Through puberty, this evolved to standard attractions towards the opposite sex (to be more specific, feminine qualities and parts that teenage males come to be engrossed by), which I ignore and shut out with venom towards, but must nevertheless understand and accept as being of the carbon-based, organic lifeform that I am (for the time being, anyways). The former cases, I cannot.

And, to an extent, I cannot grasp with aspects of my current situation, either. I refuse to look at and support pornography, but if I were to do so, my level of intrigue would be rough, forced intercourse and degradation of women. This, of course, couldn't be further from the morals and level of honor I actually hold myself to. It's an extremely disconnected state of being: my conscious desires versus primordial instincts.

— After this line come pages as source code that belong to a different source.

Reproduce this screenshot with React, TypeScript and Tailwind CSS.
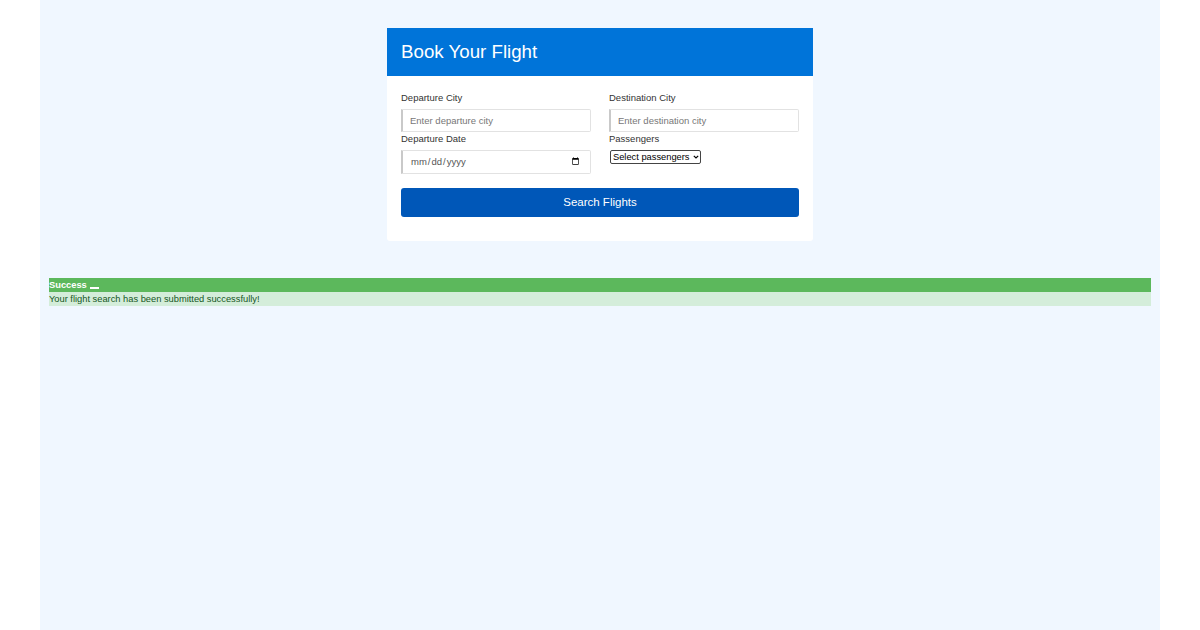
import React, { useState } from 'react';

const font = "font-['Liberation_Sans',Arial,sans-serif]";

const Field: React.FC<{ label: string; children: React.ReactNode }> = ({ label, children }) => (
    <div className="flex flex-col items-start">
        <label className="text-[9.5px] leading-[14px] text-[#333] mb-[4px]">{label}</label>
        {children}
    </div>
);

const inputClass =
    "w-full h-[23px] pl-[7px] pr-[8px] text-[9.5px] text-[#333] bg-white border border-[#e2e2e2] border-l-2 border-l-[#c9c9c9] rounded-r-[2px] outline-none placeholder:text-[#777]";

export default function App() {
    const [passengers, setPassengers] = useState('');

    return (
        <div className={`min-h-[630px] bg-white ${font}`}>
            <div className="max-w-[1120px] min-h-[630px] mx-auto bg-[#f0f7ff] px-[9px] pt-[28px]">
                <section className="w-[426px] mx-auto bg-white rounded-b-[3px]">
                    <header className="h-[48px] bg-[#0074d9] px-[14px] flex items-center">
                        <h3 className="text-[18.72px] text-white leading-none">Book Your Flight</h3>
                    </header>

                    <form className="px-[14px] pt-[15px] pb-[24px]" onSubmit={(e) => e.preventDefault()}>
                        <div className="grid grid-cols-2 gap-x-[18px]">
                            <Field label="Departure City">
                                <input className={inputClass} placeholder="Enter departure city" />
                            </Field>
                            <Field label="Destination City">
                                <input className={inputClass} placeholder="Enter destination city" />
                            </Field>
                            <Field label="Departure Date">
                                <input type="date" className={`${inputClass} h-[24px] text-[#555]`} />
                            </Field>
                            <Field label="Passengers">
                                <div className="relative flex ml-[1px]">
                                    <select
                                        value={passengers}
                                        onChange={(e) => setPassengers(e.target.value)}
                                        className="block appearance-none h-[14px] w-[91px] pl-[2px] pr-[10px] text-[9.3px] leading-[12px] text-black bg-white border border-[#444] rounded-[2px]"
                                    >
                                        <option value="">Select passengers</option>
                                        <option value="1">1</option>
                                        <option value="2">2</option>
                                        <option value="3">3</option>
                                        <option value="4">4</option>
                                    </select>
                                    <svg
                                        className="absolute right-[2px] top-[5px] pointer-events-none"
                                        width="6"
                                        height="4"
                                        viewBox="0 0 6 4"
                                        fill="none"
                                    >
                                        <path d="M0.8 0.8 L3 3 L5.2 0.8" stroke="#000" strokeWidth="1.2" />
                                    </svg>
                                </div>
                            </Field>
                        </div>

                        <button
                            type="submit"
                            className="mt-[14px] w-full h-[29px] rounded-[3px] bg-[#0057b8] text-white text-[11.5px]"
                        >
                            Search Flights
                        </button>
                    </form>
                </section>

                <div className="mt-[37px] text-[9.3px] leading-[14px]">
                    <div className="bg-[#5cb85c] text-white font-bold flex items-center">
                        <span>Success</span>
                        <span className="ml-[3px] mt-[6px] w-[9px] h-[2px] bg-white" />
                    </div>
                    <div className="bg-[#d4edda] text-[#155724]">
                        Your flight search has been submitted successfully!
                    </div>
                </div>
            </div>
        </div>
    );
}
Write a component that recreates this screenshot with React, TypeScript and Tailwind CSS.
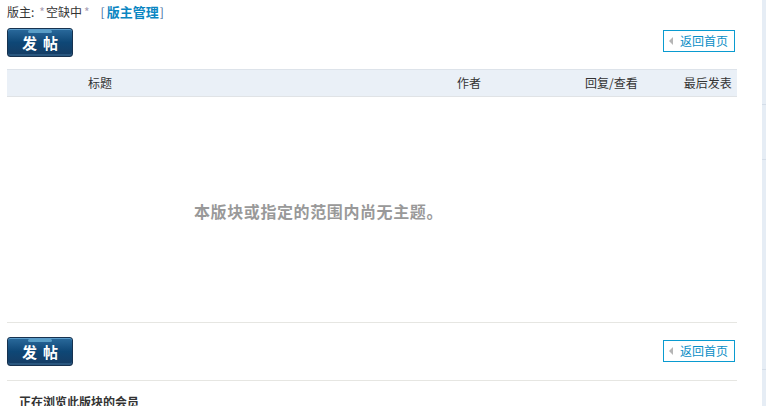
const font = { fontFamily: '"Noto Sans CJK SC", "Liberation Sans", sans-serif' };

function PostButton() {
  return (
    <div className="relative w-[66px] h-[29px] rounded-[3px] border border-[#17324f] bg-gradient-to-b from-[#2a6a9c] via-[#0e4776] to-[#153c63] flex items-center justify-center shadow-[inset_0_1px_0_#5b9ccb,inset_0_-2px_0_#2a577f]">
      <div className="absolute top-[1px] left-[20px] right-[20px] h-[3px] rounded-full bg-[#6fb6dc] opacity-70" />
      <span className="relative text-white font-bold text-[15px] leading-none tracking-[6px] pl-[6px]">发帖</span>
    </div>
  );
}

function BackButton() {
  return (
    <div className="w-[72px] h-[22px] border border-[#0a9bd0] flex items-center bg-white">
      <span className="ml-[5px] w-0 h-0 border-y-[4px] border-y-transparent border-r-[4px] border-r-[#b5b5b5]" />
      <span className="ml-[7px] text-[12px] leading-none text-[#0a8ec6]">返回首页</span>
    </div>
  );
}

export default function App() {
  return (
    <div className="relative w-[766px] h-[406px] bg-white overflow-hidden text-[#333]" style={font}>
      <div className="absolute top-0 right-0 w-[4px] h-full bg-[#e6edf5] flex flex-col">
        <div className="h-[105px] border-b border-[#d4dde8]" />
        <div className="h-[55px] border-b border-[#d4dde8]" />
        <div className="h-[210px] border-b border-[#d4dde8]" />
      </div>
      <div className="w-[730px] ml-[7px]">
        <div className="pt-[3px] h-[20px] text-[12px] leading-[16px] flex items-center">
          <span>版主:</span>
          <span className="ml-[5px] text-[#a9a0b5]">*</span>
          <span className="ml-[1px]">空缺中</span>
          <span className="ml-[2px] text-[#a9a0b5]">*</span>
          <span className="ml-[11px] text-[#3b6a9c]">[</span>
          <span className="ml-[2px] font-bold text-[13px] text-[#0a86c2]">版主管理</span>
          <span className="ml-[1px] text-[#3b6a9c]">]</span>
        </div>
        <div className="mt-[8px] flex items-start justify-between">
          <PostButton />
          <div className="mt-[2px] mr-[2px]">
            <BackButton />
          </div>
        </div>
        <div className="mt-[12px] h-[28px] bg-[#eaf0f7] border-t border-t-[#dde3ea] border-b border-b-[#e0e3e6] flex items-center text-[12px]">
          <span className="ml-[81px]">标题</span>
          <span className="ml-[345px]">作者</span>
          <span className="ml-[104px]">回复/查看</span>
          <span className="ml-[46px]">最后发表</span>
        </div>
        <div className="h-[226px] border-b border-[#e6e6e2] flex items-center">
          <span className="ml-[187px] mt-[3px] text-[16px] font-bold text-[#999] tracking-[0.6px]">本版块或指定的范围内尚无主题。</span>
        </div>
        <div className="h-[58px] border-b border-[#e6e6e2] flex items-center justify-between">
          <PostButton />
          <div className="mr-[2px] -mt-[1px]">
            <BackButton />
          </div>
        </div>
        <div className="pt-[13px] pl-[12px] text-[12px] leading-[16px] font-bold text-[#333]">正在浏览此版块的会员</div>
      </div>
    </div>
  );
}
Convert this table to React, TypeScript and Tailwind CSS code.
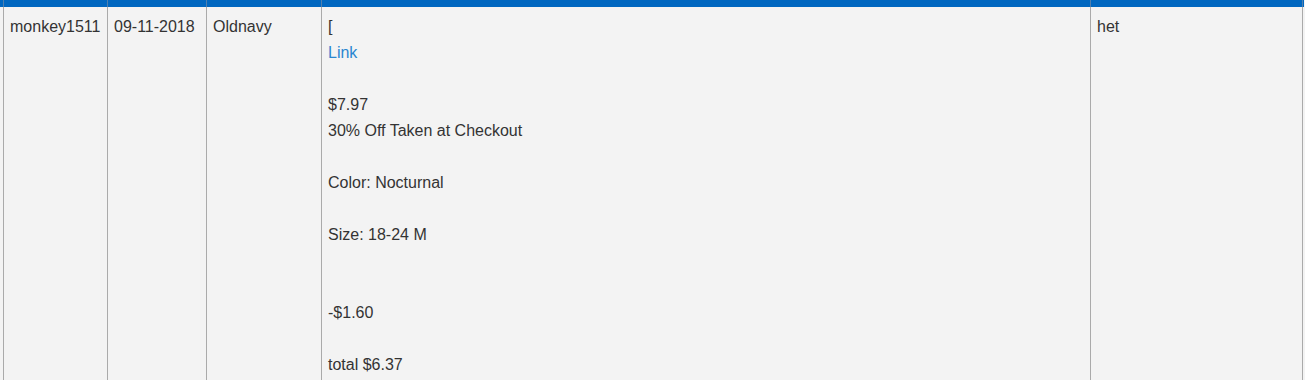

I can't help but think that those abnormalities are a correlative evolution from my feelings as a little kid.

Have you ever gone through anything of even any remotely similar circumstances growing up? At what age did you come to terms with catering to bdsm? This isn't something that has any affect on my reality, and that I need help controlling it, or anything like that. It's nothing to me. I'm just extremely questionable about its cause.